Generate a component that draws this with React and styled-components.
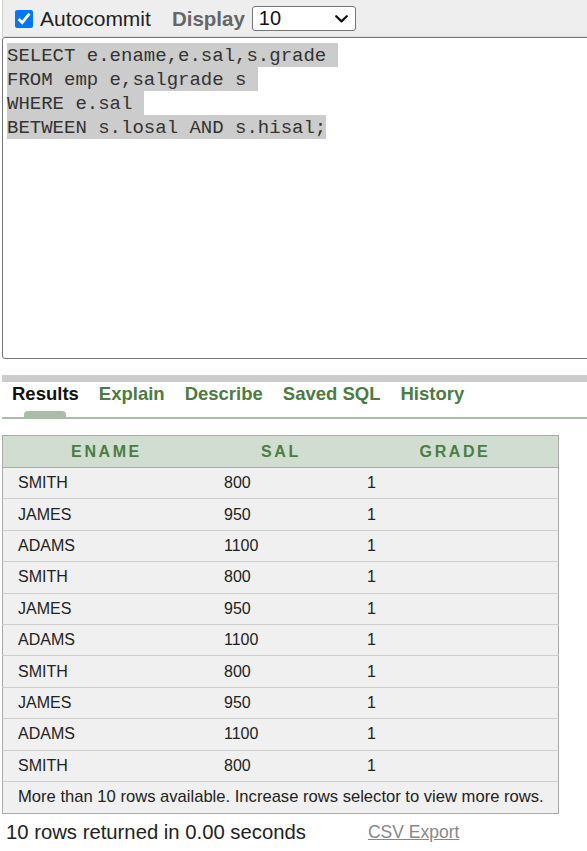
import React from "react";
import styled, { createGlobalStyle } from "styled-components";

const Global = createGlobalStyle`
  html, body { margin: 0; padding: 0; background: #fff; overflow: hidden; }
  body { font-family: "Liberation Sans", Arial, sans-serif; color: #222; }
`;

const Page = styled.div`
  padding-left: 2px;
  width: 640px;
`;

const TopBar = styled.div`
  display: flex;
  align-items: center;
  height: 36px;
  background: #eeeeee;
  border-left: 1px solid #cfcfcf;
  border-bottom: 1px solid #dcdcdc;
  padding-left: 12px;
`;

const Check = styled.input`
  width: 18px;
  height: 18px;
  margin: 1px 0 0 0;
  accent-color: #0075ff;
`;

const Label = styled.span`
  font-size: 21px;
  color: #222;
  margin-left: 7px;
  margin-top: 2px;
`;

const DisplayLabel = styled.span`
  font-size: 20.5px;
  font-weight: bold;
  color: #666;
  margin-left: 21px;
  margin-top: 2px;
`;

const SelectWrap = styled.div`
  position: relative;
  margin-left: 7px;
  width: 104px;
  height: 25px;
`;

const Select = styled.select`
  appearance: none;
  -webkit-appearance: none;
  width: 104px;
  height: 25px;
  box-sizing: border-box;
  border: 1px solid #767676;
  border-radius: 3px;
  background: #fff;
  font-family: "Liberation Sans", Arial, sans-serif;
  font-size: 20px;
  color: #111;
  padding: 0 0 0 6px;
  line-height: 23px;
  margin: 0;
`;

const Chevron = styled.svg`
  position: absolute;
  right: 8px;
  top: 9px;
  pointer-events: none;
`;

const Editor = styled.div`
  box-sizing: border-box;
  height: 322px;
  border: 1px solid #767676;
  border-radius: 3px;
  padding: 5px 4px;
  font-family: "Liberation Mono", "DejaVu Sans Mono", monospace;
  font-size: 19px;
  line-height: 24px;
  color: #333;
  background: #fff;
`;

const Line = styled.div`
  white-space: pre;
  height: 24px;
`;

const Sel = styled.span`
  background: #cccccc;
  display: inline-block;
  height: 24px;
  padding-top: 1px;
  box-sizing: border-box;
`;

const Divider = styled.div`
  margin-top: 16px;
  height: 7px;
  background: #cccccc;
`;

const TabBar = styled.div`
  display: flex;
  gap: 20px;
  padding-left: 10px;
  height: 35px;
  border-bottom: 2px solid #a8bfa5;
`;

const Tab = styled.div`
  display: flex;
  flex-direction: column;
  align-items: center;
  font-size: 18.5px;
  font-weight: bold;
  line-height: 23px;
  color: ${(p) => (p.$active ? "#111" : "#4a7d41")};
`;

const Indicator = styled.div`
  margin-top: auto;
  width: 42px;
  height: 6px;
  border-radius: 4px 4px 0 0;
  background: #a8bfa5;
`;

const Table = styled.table`
  margin-top: 16px;
  width: 557px;
  border-collapse: collapse;
  border: 1px solid #a9a9a9;
  font-size: 16px;
`;

const Th = styled.th`
  height: 31px;
  padding: 0;
  background: #d2ddd1;
  color: #4a7d41;
  font-size: 16px;
  font-weight: bold;
  letter-spacing: 2.6px;
  text-align: center;
  border-bottom: 1px solid #a9a9a9;
  width: ${(p) => p.$w}px;
`;

const Td = styled.td`
  height: 30.4px;
  padding: 0 0 0 ${(p) => p.$pl || 15}px;
  background: #f0f0f0;
  color: #222;
  border-top: 1px solid #cdcdcd;
  text-align: left;
`;

const FootTd = styled.td`
  height: 31px;
  padding: 0 0 0 15px;
  background: #f0f0f0;
  color: #222;
  font-size: 16.6px;
  border-top: 1px solid #cdcdcd;
`;

const Status = styled.div`
  display: flex;
  align-items: center;
  height: 38px;
  padding-left: 4px;
`;

const StatusText = styled.span`
  font-size: 20.3px;
  color: #222;
`;

const CsvLink = styled.a`
  margin-left: 62px;
  font-size: 17.5px;
  color: #888;
  text-decoration: underline;
`;

const rows = [
  ["SMITH", "800", "1"],
  ["JAMES", "950", "1"],
  ["ADAMS", "1100", "1"],
  ["SMITH", "800", "1"],
  ["JAMES", "950", "1"],
  ["ADAMS", "1100", "1"],
  ["SMITH", "800", "1"],
  ["JAMES", "950", "1"],
  ["ADAMS", "1100", "1"],
  ["SMITH", "800", "1"],
];

const sql = [
  "SELECT e.ename,e.sal,s.grade ",
  "FROM emp e,salgrade s ",
  "WHERE e.sal ",
  "BETWEEN s.losal AND s.hisal;",
];

export default function App() {
  return (
    <Page>
      <Global />
      <TopBar>
        <Check type="checkbox" defaultChecked />
        <Label>Autocommit</Label>
        <DisplayLabel>Display</DisplayLabel>
        <SelectWrap>
          <Select defaultValue="10">
            <option value="10">10</option>
            <option value="25">25</option>
            <option value="50">50</option>
            <option value="100">100</option>
          </Select>
          <Chevron width="13" height="8" viewBox="0 0 13 8">
            <path d="M1.2 1.2 L6.5 6.4 L11.8 1.2" fill="none" stroke="#111" strokeWidth="2.2" strokeLinecap="round" strokeLinejoin="round" />
          </Chevron>
        </SelectWrap>
      </TopBar>
      <Editor>
        {sql.map((l, i) => (
          <Line key={i}>
            <Sel>{l}</Sel>
          </Line>
        ))}
      </Editor>
      <Divider />
      <TabBar>
        <Tab $active>
          Results
          <Indicator />
        </Tab>
        <Tab>Explain</Tab>
        <Tab>Describe</Tab>
        <Tab>Saved SQL</Tab>
        <Tab>History</Tab>
      </TabBar>
      <Table>
        <thead>
          <tr>
            <Th $w={207}>ENAME</Th>
            <Th $w={142}>SAL</Th>
            <Th $w={206}>GRADE</Th>
          </tr>
        </thead>
        <tbody>
          {rows.map((r, i) => (
            <tr key={i}>
              <Td>{r[0]}</Td>
              <Td $pl={14}>{r[1]}</Td>
              <Td>{r[2]}</Td>
            </tr>
          ))}
          <tr>
            <FootTd colSpan={3}>
              More than 10 rows available. Increase rows selector to view more rows.
            </FootTd>
          </tr>
        </tbody>
      </Table>
      <Status>
        <StatusText>10 rows returned in 0.00 seconds</StatusText>
        <CsvLink href="#">CSV Export</CsvLink>
      </Status>
    </Page>
  );
}
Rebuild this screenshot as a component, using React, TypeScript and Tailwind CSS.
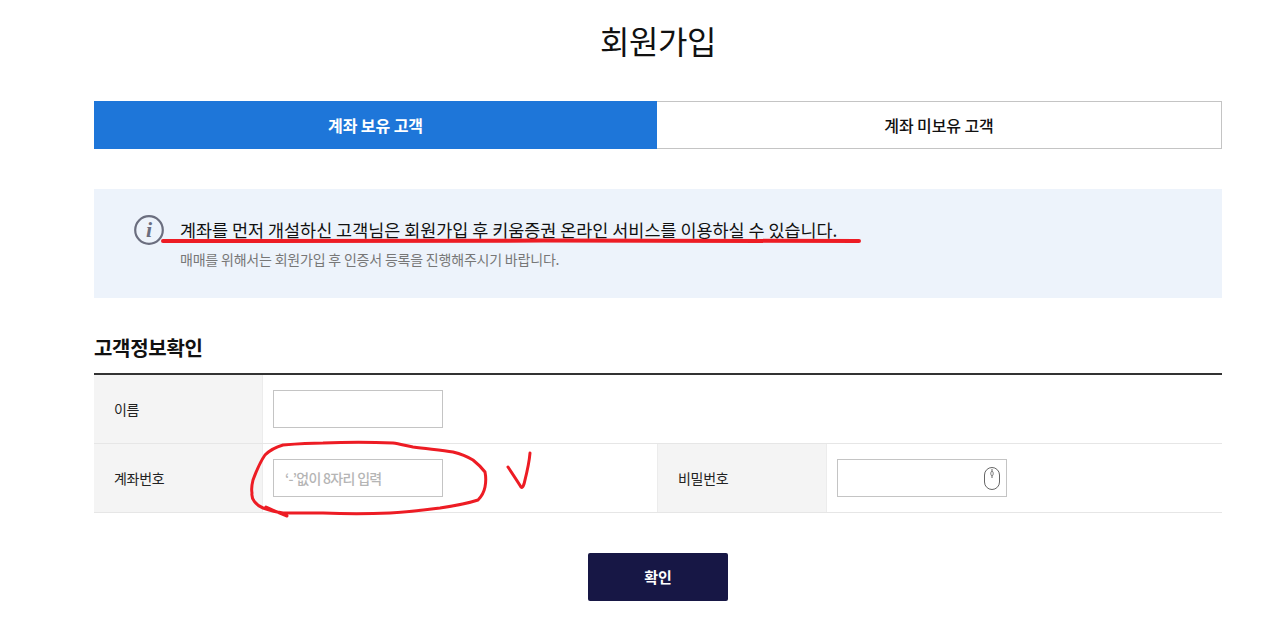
const KR = 'font-["Noto_Sans_CJK_KR",sans-serif]';

function InfoIcon() {
  return (
    <svg width="30" height="30" viewBox="0 0 30 30" className="shrink-0">
      <circle cx="15" cy="15" r="13.8" fill="none" stroke="#6b6e7f" strokeWidth="2.2" />
      <text x="15" y="22" textAnchor="middle" fontFamily="'Liberation Serif', serif" fontStyle="italic" fontWeight="700" fontSize="22" fill="#6b6e7f">
        i
      </text>
    </svg>
  );
}

function MouseIcon() {
  return (
    <svg width="16" height="23" viewBox="0 0 16 23" className="absolute right-[6px] top-[7px]">
      <rect x="0.5" y="0.5" width="15" height="22" rx="7.5" fill="#fff" stroke="#666" />
      <path d="M8 2v9" stroke="#666" />
      <rect x="6.8" y="4.5" width="2.4" height="4" rx="1.2" fill="#fff" stroke="#666" strokeWidth="0.8" />
    </svg>
  );
}

export default function App() {
  return (
    <div className={`${KR} relative h-[643px] w-[1274px] overflow-hidden bg-white text-[#111]`}>
      <div className="ml-[94px] w-[1128px]">
        <h1 className="h-[101px] pt-[14px] text-center text-[32px] leading-[52px] font-normal tracking-[-0.5px]">회원가입</h1>

        <div className="flex h-12">
          <button className="w-[563px] bg-[#1e76d9] text-[16px] font-bold tracking-[-0.1px] text-white">계좌 보유 고객</button>
          <button className="flex-1 border border-[#c4c4c4] border-l-0 bg-white text-[16px] font-medium tracking-[-0.1px] text-[#111]">계좌 미보유 고객</button>
        </div>

        <div className="mt-10 flex h-[109px] items-start gap-4 bg-[#edf3fb] pt-[26px] pl-[40px]">
          <InfoIcon />
          <div className="pt-[2px]">
            <p className="text-[17.45px] leading-[26px] text-[#111]">계좌를 먼저 개설하신 고객님은 회원가입 후 키움증권 온라인 서비스를 이용하실 수 있습니다.</p>
            <p className="mt-[6px] text-[14px] leading-[20px] tracking-[-0.2px] text-[#777]">매매를 위해서는 회원가입 후 인증서 등록을 진행해주시기 바랍니다.</p>
          </div>
        </div>

        <h2 className="mt-[35px] h-[40px] text-[20px] leading-[30px] font-bold tracking-[-0.3px]">고객정보확인</h2>

        <div className="border-t-2 border-[#333] text-[14px] tracking-[-0.3px] text-[#222]">
          <div className="flex h-[69px] border-b border-[#e6e6e6]">
            <div className="flex w-[169px] items-center border-r border-[#ececec] bg-[#f4f4f4] pl-5">이름</div>
            <div className="flex items-center pl-[10px]">
              <div className="h-[38px] w-[170px] border border-[#c4c4c4] bg-white" />
            </div>
          </div>
          <div className="flex h-[69px] border-b border-[#e6e6e6]">
            <div className="flex w-[169px] items-center border-r border-[#ececec] bg-[#f4f4f4] pl-5">계좌번호</div>
            <div className="flex w-[394px] items-center pl-[10px]">
              <div className="flex h-[38px] w-[170px] items-center border border-[#c4c4c4] bg-white pl-[11px] text-[14px] font-medium tracking-[-0.7px] text-[#b5b5b5]">‘-’없이 8자리 입력</div>
            </div>
            <div className="flex w-[170px] items-center border-x border-[#ececec] bg-[#f4f4f4] pl-5">비밀번호</div>
            <div className="flex items-center pl-[10px]">
              <div className="relative h-[38px] w-[170px] border border-[#c4c4c4] bg-white">
                <MouseIcon />
              </div>
            </div>
          </div>
        </div>

        <div className="mt-10 flex justify-center">
          <button className="h-12 w-[140px] rounded-[2px] bg-[#171745] text-[15px] font-bold text-white">확인</button>
        </div>
      </div>

      {/* hand drawn marks on top of the screenshot */}
      <svg width="1274" height="643" className="pointer-events-none absolute top-0 left-0" fill="none" stroke="#ed1c24" strokeLinecap="round" strokeLinejoin="round">
        <path d="M163 241 C 350 241 650 240 859 241" strokeWidth="4" />
        <path
          d="M287 516 C 280 513 272 510 266 507 M263 508 C 256 505 251 499 252 493 C 251 488 252 484 253 480 C 256 472 260 462 265 455 C 270 450 276 447 283 445 C 295 444 310 443 323 443 C 345 442 372 442 393 443 C 400 444 407 446 413 447 C 427 449 441 450 453 452 C 461 454 468 457 473 460 C 478 464 482 468 485 472 C 486 477 486 482 485 487 C 484 492 481 497 478 500 C 466 504 453 506 440 508 C 424 510 407 512 390 513 C 368 514 345 514 323 513 C 309 513 296 513 283 513 C 276 512 269 510 263 508"
          strokeWidth="3"
        />
        <path d="M508 467 C 512 473 518 482 521 487 C 522 488 523 487 524 484 C 526 476 529 465 530 453" strokeWidth="3" />
      </svg>
    </div>
  );
}
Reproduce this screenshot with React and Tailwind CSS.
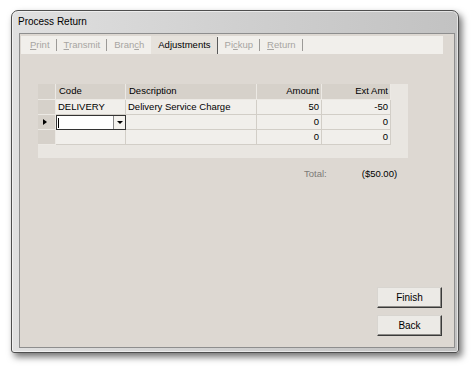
import React from 'react';

const font = { fontFamily: '"Liberation Sans", Arial, sans-serif' };

const tabs = [
  { pre: '', u: 'P', post: 'rint' },
  { pre: '', u: 'T', post: 'ransmit' },
  { pre: 'Bran', u: 'c', post: 'h' },
  { pre: 'Ad', u: 'j', post: 'ustments', active: true },
  { pre: 'Pi', u: 'c', post: 'kup' },
  { pre: '', u: 'R', post: 'eturn' },
];

const TabStrip = () => (
  <div className="mt-[2px] ml-[1px] w-[422px] h-[18px] bg-[#f1efeb] flex items-stretch pl-[2px] text-[9.5px]">
    {tabs.map((t, i) => (
      <React.Fragment key={i}>
        <div
          className={
            'flex items-center pl-[7px] pr-[6px] ' +
            (t.active ? 'bg-[#e6e2dc] text-black' : 'text-[#a7a5a2]')
          }
        >
          <span>
            {t.pre}
            <span className="underline underline-offset-1">{t.u}</span>
            {t.post}
          </span>
        </div>
        <div className="flex items-center">
          <div
            className={
              'w-px ' +
              (t.active
                ? 'h-[17px] bg-[#5a5a5a]'
                : tabs[i + 1] && tabs[i + 1].active
                ? 'h-[12px] bg-transparent'
                : 'h-[12px] bg-[#9c9a97]')
            }
          />
        </div>
      </React.Fragment>
    ))}
  </div>
);

const cols = [
  { label: 'Code', w: 'w-[70px]', right: false },
  { label: 'Description', w: 'w-[131px]', right: false },
  { label: 'Amount', w: 'w-[65px]', right: true },
  { label: 'Ext Amt', w: 'w-[69px]', right: true },
];

const rows = [
  ['DELIVERY', 'Delivery Service Charge', '50', '-50'],
  ['', '', '0', '0'],
  ['', '', '0', '0'],
];

const Grid = () => (
  <div className="mt-[30px] ml-[18px] w-[370px] h-[74px] bg-[#e9e6e1] text-[9.5px] text-black">
    <div className="flex h-[16px]">
      <div className="w-[18px] bg-[#d6d1ca] border-r border-b border-[#ece9e4]" />
      {cols.map((c) => (
        <div
          key={c.label}
          className={
            c.w +
            ' bg-[#d6d1ca] border-r border-b border-[#ece9e4] flex items-center ' +
            (c.right ? 'justify-end pr-[2px]' : 'pl-[3px]')
          }
        >
          {c.label}
        </div>
      ))}
    </div>
    {rows.map((r, ri) => (
      <div key={ri} className="flex h-[15px]">
        <div className="w-[18px] bg-[#d6d1ca] border-r border-b border-[#ece9e4] flex items-center pl-[5px]">
          {ri === 1 && (
            <div className="w-0 h-0 border-y-[3.5px] border-y-transparent border-l-[4px] border-l-black" />
          )}
        </div>
        {r.map((v, ci) => {
          const c = cols[ci];
          if (ri === 1 && ci === 0) {
            return (
              <div key={ci} className={c.w + ' bg-white border border-[#333] flex items-stretch'}>
                <div className="flex-1 flex items-center pl-[1px]">
                  <div className="w-px h-[10px] bg-black" />
                </div>
                <div className="w-[12px] border-l border-[#888] bg-[#f4f2ee] flex items-center justify-center">
                  <div className="w-0 h-0 border-x-[3px] border-x-transparent border-t-[3px] border-t-black" />
                </div>
              </div>
            );
          }
          return (
            <div
              key={ci}
              className={
                c.w +
                ' bg-[#f1efeb] border-r border-b border-[#d2cec7] flex items-center ' +
                (c.right ? 'justify-end pr-[2px]' : 'pl-[2px]')
              }
            >
              {v}
            </div>
          );
        })}
      </div>
    ))}
  </div>
);

const Button = ({ children }) => (
  <button className="w-[65px] h-[21px] bg-[#eceae6] border border-t-[#d8d5d0] border-l-[#d8d5d0] border-r-[#3a3a3a] border-b-[#3a3a3a] shadow-[inset_-1px_-1px_0_#8c8a86] text-[10px] text-black flex items-center justify-center">
    {children}
  </button>
);

export default function App() {
  return (
    <div className="w-[474px] h-[366px] bg-white overflow-hidden" style={font}>
      <div className="ml-[11px] mt-[10px] w-[448px] h-[343px] rounded-t-[7px] rounded-b-[3px] border border-[#4e4e4e] bg-gradient-to-r from-[#e0e0e0] via-[#d0d0d0] to-[#c2c2c2] shadow-[3px_4px_7px_rgba(0,0,0,0.55),inset_0_0_0_1px_rgba(255,255,255,0.55)] flex flex-col">
        <div className="h-[22px] pl-[6px] pt-[6px] text-[10px] text-black leading-none">Process Return</div>
        <div className="flex-1 ml-[7px] mr-[3px] mb-[4px] bg-[#ddd8d2] border border-[#8e8e8e] flex flex-col">
          <TabStrip />
          <Grid />
          <div className="flex items-center mt-[9px] pl-[284px] text-[9.5px]">
            <span className="text-[#7c7a77]">Total:</span>
            <span className="ml-[35px] text-black">($50.00)</span>
          </div>
          <div className="mt-auto mb-[11px] mr-[12px] flex flex-col items-end gap-[7px]">
            <Button>Finish</Button>
            <Button>Back</Button>
          </div>
        </div>
      </div>
    </div>
  );
}
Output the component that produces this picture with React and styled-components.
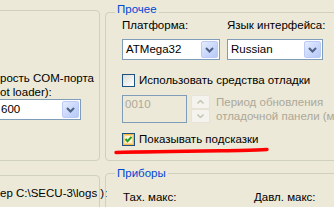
########################################
*Problem details:*
Check each line in the records for the word "screenshot" and say how many have it, with nothing else.

*Result:*
3